start

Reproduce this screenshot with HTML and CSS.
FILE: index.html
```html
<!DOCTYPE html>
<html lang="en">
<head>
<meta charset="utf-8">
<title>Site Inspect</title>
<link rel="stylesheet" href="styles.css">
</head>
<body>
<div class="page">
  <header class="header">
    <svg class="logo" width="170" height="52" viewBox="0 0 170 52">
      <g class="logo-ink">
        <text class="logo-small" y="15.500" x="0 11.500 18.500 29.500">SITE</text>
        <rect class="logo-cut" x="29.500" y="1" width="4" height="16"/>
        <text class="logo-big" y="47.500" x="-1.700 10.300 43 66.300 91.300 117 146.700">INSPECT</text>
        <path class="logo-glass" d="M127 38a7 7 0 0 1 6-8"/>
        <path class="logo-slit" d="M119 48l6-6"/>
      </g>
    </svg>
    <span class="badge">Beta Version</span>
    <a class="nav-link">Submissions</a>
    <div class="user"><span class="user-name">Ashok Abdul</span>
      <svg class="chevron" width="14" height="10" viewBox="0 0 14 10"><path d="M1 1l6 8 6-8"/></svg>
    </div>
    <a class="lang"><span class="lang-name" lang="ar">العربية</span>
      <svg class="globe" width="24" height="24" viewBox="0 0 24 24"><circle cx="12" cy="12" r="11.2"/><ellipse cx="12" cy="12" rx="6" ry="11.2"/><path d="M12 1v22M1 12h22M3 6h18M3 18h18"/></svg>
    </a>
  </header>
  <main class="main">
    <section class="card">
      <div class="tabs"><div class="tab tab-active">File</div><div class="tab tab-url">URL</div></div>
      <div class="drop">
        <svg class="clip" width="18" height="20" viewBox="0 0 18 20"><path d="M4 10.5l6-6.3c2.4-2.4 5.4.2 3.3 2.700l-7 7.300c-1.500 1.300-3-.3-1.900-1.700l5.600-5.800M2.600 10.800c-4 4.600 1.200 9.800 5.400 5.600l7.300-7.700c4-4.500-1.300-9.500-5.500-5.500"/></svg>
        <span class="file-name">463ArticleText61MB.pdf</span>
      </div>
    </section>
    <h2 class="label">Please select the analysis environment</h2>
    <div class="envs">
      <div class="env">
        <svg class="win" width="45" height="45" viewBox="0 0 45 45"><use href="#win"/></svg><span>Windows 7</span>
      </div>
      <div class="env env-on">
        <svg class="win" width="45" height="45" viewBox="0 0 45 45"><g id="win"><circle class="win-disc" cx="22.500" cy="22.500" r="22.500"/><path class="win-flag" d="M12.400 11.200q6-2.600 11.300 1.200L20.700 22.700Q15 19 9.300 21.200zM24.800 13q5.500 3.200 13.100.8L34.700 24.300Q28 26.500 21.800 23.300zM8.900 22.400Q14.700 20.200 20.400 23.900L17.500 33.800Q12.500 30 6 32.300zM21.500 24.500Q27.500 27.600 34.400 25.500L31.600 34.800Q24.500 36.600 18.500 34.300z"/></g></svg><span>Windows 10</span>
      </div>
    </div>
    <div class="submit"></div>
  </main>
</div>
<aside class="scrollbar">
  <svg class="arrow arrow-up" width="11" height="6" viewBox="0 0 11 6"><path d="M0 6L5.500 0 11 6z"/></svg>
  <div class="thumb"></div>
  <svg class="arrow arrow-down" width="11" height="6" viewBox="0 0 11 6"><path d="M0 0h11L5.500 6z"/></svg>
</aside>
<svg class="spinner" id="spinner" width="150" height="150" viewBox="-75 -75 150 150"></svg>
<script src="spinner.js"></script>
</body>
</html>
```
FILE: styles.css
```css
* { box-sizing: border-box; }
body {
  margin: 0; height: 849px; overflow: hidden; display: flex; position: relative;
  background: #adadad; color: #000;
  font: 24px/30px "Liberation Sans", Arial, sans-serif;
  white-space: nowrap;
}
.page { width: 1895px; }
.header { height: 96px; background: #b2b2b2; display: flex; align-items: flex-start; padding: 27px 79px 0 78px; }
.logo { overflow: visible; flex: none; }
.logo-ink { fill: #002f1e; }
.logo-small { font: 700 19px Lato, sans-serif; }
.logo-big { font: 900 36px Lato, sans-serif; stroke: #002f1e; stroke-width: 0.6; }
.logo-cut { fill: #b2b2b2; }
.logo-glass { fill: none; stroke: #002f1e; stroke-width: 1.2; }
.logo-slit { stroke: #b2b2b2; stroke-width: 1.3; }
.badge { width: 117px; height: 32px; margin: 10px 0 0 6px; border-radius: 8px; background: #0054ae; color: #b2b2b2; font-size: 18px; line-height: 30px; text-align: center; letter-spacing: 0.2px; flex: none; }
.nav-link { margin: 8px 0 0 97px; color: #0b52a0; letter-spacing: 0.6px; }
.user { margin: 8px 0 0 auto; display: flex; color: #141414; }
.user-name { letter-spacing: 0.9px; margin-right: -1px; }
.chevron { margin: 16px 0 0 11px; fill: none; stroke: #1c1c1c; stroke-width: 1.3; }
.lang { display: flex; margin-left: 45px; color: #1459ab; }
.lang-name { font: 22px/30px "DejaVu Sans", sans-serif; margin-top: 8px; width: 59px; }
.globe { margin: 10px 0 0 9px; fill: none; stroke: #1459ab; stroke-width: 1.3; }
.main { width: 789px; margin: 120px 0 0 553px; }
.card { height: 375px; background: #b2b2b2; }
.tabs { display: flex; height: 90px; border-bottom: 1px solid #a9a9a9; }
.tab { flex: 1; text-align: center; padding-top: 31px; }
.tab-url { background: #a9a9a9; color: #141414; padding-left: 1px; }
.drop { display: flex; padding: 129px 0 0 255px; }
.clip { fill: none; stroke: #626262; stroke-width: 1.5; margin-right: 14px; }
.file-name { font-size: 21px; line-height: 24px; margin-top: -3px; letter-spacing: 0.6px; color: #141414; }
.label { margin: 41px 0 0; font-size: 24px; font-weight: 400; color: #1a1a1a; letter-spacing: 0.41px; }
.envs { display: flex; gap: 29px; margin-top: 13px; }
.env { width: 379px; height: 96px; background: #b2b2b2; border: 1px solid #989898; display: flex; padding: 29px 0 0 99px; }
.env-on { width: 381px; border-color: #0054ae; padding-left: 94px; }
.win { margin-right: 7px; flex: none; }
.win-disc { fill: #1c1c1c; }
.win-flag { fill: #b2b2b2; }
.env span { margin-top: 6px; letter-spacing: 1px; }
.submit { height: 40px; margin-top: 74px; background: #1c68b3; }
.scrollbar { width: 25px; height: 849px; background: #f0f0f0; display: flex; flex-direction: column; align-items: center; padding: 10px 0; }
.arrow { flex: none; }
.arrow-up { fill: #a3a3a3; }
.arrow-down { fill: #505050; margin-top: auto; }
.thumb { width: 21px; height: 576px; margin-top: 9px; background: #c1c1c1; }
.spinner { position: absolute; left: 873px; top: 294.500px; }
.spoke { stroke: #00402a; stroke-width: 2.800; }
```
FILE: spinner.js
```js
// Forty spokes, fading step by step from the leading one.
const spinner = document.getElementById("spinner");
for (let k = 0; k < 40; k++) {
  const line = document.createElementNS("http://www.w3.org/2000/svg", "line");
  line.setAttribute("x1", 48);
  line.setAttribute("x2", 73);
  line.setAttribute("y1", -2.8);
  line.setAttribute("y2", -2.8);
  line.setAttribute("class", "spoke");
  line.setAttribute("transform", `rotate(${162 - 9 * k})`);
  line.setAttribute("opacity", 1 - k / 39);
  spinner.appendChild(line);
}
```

end
start

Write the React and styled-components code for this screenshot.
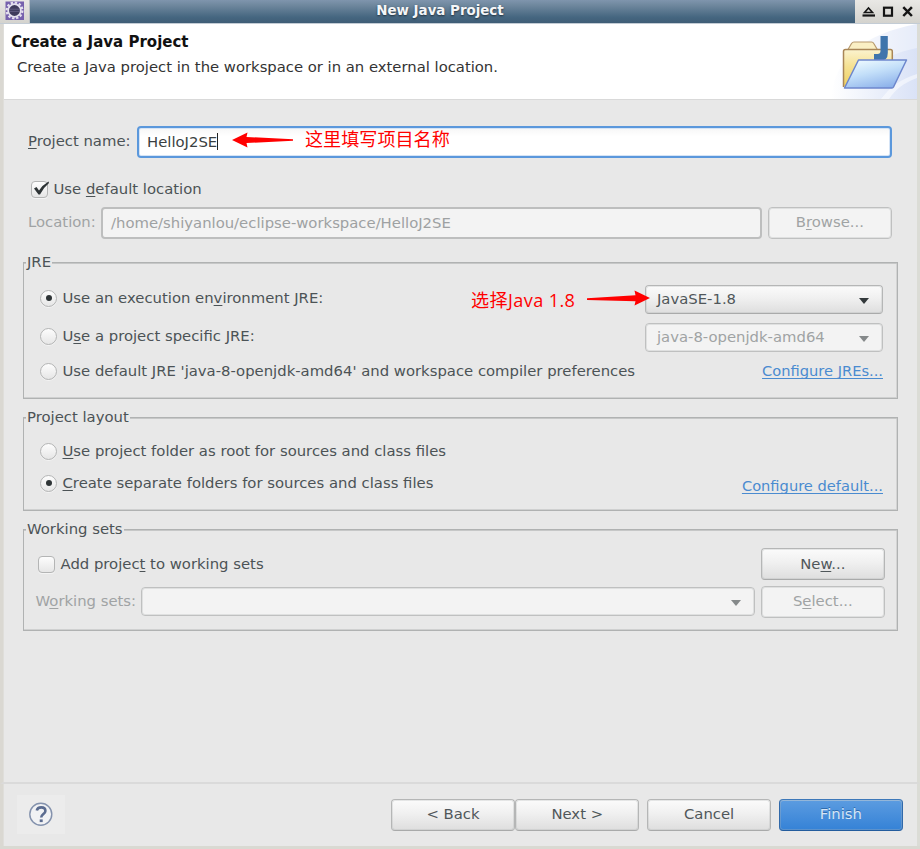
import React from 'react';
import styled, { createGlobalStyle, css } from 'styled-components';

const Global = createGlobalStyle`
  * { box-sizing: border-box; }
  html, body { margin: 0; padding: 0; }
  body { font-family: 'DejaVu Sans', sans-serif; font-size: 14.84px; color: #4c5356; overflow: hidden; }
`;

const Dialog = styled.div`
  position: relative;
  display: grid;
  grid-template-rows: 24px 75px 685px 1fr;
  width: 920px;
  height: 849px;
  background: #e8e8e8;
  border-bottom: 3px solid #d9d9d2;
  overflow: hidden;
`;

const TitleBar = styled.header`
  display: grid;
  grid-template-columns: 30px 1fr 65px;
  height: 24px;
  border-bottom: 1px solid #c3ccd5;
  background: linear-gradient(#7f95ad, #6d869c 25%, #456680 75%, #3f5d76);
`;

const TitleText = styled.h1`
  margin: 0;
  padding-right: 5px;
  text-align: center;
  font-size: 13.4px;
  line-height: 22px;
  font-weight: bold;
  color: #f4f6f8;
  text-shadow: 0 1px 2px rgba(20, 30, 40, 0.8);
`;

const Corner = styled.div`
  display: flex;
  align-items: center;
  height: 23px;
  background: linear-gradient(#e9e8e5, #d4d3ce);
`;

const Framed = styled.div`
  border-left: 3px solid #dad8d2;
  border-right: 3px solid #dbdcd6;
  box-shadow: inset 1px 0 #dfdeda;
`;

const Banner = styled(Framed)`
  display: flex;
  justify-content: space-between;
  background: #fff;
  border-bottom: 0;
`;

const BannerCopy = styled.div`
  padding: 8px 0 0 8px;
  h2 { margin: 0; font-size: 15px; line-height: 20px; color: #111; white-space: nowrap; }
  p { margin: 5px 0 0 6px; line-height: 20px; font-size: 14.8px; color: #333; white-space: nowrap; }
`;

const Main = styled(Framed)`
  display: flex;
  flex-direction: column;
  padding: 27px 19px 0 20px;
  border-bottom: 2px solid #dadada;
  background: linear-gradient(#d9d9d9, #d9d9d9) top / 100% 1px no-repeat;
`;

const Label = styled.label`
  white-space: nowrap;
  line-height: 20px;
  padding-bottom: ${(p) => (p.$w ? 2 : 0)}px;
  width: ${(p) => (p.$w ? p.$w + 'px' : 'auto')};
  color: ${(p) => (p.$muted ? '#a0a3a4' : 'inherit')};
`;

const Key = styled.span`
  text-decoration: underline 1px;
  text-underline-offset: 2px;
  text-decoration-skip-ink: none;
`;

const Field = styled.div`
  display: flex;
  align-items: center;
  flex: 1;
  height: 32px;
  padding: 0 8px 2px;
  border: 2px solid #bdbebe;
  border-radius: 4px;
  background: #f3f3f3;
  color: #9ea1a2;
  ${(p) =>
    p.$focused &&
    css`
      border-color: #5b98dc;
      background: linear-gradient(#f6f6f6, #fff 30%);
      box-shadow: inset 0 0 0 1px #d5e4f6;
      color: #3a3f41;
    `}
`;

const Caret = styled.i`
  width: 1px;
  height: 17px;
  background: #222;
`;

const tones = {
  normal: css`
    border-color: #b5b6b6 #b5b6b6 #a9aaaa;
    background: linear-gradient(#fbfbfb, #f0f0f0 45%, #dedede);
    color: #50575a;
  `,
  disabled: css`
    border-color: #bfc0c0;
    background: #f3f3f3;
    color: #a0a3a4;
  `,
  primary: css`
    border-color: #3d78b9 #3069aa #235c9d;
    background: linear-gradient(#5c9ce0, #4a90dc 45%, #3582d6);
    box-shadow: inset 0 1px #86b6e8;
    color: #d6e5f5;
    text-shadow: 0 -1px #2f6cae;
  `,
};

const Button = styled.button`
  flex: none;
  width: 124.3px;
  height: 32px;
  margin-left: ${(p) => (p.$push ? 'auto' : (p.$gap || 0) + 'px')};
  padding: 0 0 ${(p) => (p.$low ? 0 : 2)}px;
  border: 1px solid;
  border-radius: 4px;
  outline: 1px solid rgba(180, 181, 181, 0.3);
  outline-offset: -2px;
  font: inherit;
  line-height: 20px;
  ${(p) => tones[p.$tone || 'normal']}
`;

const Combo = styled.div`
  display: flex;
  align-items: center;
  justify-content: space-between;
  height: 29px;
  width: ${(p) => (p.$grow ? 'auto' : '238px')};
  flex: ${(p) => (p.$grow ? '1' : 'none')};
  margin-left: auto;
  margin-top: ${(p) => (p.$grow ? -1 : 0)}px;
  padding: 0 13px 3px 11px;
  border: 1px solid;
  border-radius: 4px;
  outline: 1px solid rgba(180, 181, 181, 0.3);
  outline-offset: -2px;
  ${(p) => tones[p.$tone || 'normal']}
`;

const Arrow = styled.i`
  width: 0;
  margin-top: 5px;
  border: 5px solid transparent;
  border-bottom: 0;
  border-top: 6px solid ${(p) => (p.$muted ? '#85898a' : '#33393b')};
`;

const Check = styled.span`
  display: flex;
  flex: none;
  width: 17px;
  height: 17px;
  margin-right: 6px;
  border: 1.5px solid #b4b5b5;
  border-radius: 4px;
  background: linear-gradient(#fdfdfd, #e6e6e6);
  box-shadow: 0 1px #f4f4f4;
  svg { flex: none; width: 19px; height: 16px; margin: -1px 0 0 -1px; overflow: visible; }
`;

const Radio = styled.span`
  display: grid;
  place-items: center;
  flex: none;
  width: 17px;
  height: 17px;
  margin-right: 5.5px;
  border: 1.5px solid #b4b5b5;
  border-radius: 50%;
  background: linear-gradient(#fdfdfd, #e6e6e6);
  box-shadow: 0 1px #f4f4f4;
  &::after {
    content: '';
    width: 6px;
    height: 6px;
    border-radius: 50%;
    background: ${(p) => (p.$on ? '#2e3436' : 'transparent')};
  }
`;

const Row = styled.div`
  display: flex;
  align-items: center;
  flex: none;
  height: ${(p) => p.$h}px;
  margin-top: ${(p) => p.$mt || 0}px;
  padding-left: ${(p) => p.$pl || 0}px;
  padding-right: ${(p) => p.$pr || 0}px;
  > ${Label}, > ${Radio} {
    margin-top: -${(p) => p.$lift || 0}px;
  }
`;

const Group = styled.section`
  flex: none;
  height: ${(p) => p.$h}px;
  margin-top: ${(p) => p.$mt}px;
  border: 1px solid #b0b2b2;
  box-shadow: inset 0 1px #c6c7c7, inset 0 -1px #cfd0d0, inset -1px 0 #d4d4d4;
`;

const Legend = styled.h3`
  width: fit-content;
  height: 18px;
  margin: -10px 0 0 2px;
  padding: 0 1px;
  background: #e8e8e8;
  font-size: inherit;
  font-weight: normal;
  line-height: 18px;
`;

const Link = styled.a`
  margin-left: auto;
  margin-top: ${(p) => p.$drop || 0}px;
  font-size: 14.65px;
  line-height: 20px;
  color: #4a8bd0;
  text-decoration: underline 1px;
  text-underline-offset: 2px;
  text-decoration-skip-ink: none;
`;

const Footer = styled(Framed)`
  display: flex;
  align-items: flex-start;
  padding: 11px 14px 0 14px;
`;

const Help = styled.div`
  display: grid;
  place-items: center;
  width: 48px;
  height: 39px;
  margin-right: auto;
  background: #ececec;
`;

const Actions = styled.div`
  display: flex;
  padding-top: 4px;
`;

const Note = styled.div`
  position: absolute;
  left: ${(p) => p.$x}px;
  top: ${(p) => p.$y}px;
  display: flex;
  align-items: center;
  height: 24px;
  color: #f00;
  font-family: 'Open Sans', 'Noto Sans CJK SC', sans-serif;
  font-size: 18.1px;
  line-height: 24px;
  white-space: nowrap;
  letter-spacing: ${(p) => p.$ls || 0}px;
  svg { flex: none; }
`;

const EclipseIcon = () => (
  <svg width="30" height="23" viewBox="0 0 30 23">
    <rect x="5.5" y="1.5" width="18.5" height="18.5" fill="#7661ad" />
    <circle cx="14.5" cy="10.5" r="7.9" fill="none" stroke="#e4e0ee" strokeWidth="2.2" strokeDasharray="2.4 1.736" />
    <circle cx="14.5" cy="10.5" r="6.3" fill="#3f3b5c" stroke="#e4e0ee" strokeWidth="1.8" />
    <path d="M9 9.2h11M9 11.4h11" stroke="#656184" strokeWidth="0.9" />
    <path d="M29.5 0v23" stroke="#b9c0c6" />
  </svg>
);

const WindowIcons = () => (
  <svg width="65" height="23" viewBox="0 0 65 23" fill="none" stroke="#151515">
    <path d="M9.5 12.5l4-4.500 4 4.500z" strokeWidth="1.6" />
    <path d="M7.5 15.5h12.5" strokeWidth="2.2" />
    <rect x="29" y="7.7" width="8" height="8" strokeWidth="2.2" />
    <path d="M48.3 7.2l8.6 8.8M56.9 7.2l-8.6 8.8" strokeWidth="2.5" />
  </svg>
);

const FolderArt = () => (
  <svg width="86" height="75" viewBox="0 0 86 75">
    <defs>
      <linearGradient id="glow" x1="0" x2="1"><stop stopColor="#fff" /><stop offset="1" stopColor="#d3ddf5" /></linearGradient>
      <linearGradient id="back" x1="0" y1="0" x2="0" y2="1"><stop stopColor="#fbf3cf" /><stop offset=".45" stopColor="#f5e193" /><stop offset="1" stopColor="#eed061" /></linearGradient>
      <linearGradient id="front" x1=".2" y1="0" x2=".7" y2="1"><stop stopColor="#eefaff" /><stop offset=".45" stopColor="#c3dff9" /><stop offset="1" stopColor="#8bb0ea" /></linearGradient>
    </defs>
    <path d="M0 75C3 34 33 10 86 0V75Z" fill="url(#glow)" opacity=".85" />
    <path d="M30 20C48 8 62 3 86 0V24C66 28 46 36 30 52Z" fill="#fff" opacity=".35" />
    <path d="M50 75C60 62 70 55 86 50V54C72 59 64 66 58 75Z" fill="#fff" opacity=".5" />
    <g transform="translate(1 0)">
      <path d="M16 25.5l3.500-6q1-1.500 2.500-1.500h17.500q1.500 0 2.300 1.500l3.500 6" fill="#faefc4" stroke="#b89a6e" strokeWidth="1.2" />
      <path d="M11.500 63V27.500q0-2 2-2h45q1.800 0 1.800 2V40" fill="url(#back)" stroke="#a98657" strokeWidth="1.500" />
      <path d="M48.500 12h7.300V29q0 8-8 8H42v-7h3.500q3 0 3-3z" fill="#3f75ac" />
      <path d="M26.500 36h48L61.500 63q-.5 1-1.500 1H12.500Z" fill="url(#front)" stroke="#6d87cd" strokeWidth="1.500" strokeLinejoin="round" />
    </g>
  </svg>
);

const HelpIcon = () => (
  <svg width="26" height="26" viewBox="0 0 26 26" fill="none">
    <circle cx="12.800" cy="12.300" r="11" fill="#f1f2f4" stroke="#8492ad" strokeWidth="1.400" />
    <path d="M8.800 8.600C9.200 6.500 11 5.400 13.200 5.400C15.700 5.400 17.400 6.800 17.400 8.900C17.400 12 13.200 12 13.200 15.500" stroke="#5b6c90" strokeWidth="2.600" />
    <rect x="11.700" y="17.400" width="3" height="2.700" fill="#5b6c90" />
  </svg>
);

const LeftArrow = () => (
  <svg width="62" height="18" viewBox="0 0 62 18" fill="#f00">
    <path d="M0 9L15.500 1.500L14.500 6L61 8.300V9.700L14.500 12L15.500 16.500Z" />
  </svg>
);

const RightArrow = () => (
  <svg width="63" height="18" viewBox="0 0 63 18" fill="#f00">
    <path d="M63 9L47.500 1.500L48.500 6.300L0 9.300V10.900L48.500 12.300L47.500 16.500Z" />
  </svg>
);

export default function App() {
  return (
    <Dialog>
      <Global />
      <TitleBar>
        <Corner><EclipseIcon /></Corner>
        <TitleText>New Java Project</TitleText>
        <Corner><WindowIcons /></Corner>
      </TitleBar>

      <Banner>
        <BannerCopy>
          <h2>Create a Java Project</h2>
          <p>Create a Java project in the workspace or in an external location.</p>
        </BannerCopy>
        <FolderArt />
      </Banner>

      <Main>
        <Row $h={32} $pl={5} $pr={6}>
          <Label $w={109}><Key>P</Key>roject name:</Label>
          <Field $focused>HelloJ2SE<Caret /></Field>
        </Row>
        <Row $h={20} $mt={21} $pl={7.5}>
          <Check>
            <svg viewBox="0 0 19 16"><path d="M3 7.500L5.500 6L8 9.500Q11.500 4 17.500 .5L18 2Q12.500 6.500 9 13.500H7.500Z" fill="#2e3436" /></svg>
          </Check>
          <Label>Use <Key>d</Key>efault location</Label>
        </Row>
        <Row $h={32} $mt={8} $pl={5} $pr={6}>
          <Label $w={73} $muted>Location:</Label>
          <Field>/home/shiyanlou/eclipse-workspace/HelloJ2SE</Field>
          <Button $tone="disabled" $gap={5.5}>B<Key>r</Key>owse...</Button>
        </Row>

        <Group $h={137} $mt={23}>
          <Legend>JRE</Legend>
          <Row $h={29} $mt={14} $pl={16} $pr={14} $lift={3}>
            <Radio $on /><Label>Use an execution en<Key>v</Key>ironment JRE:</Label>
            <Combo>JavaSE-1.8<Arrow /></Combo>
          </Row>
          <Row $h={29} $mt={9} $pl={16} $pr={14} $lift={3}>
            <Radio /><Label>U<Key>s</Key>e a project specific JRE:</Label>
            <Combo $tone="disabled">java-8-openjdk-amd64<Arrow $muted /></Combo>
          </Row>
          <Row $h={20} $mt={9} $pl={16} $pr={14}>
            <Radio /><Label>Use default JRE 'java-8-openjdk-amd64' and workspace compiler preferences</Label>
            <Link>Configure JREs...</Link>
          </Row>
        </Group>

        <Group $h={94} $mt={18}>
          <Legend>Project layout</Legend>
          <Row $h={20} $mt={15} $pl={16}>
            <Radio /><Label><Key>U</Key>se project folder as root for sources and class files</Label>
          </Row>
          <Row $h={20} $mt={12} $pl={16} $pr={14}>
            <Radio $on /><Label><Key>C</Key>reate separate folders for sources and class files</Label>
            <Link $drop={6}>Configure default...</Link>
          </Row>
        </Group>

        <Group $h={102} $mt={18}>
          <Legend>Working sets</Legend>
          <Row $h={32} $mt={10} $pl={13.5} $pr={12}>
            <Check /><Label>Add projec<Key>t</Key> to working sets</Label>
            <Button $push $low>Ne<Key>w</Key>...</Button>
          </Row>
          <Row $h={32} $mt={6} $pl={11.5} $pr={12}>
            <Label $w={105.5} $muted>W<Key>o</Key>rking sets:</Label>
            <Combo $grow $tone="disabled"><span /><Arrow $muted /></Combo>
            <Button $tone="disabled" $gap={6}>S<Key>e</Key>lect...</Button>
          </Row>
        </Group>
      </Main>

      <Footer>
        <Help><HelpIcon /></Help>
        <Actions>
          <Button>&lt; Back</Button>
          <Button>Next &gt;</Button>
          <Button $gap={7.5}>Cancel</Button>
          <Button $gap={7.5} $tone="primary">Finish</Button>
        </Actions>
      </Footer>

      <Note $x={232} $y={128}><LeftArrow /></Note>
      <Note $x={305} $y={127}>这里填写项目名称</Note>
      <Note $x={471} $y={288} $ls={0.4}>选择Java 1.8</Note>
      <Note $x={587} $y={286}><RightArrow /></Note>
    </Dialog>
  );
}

end

SHORT PROBLEM:
Working from the entries above, return all lines that contain "screenshot".

REPLY:
Reproduce this screenshot with HTML and CSS.
Write the React and styled-components code for this screenshot.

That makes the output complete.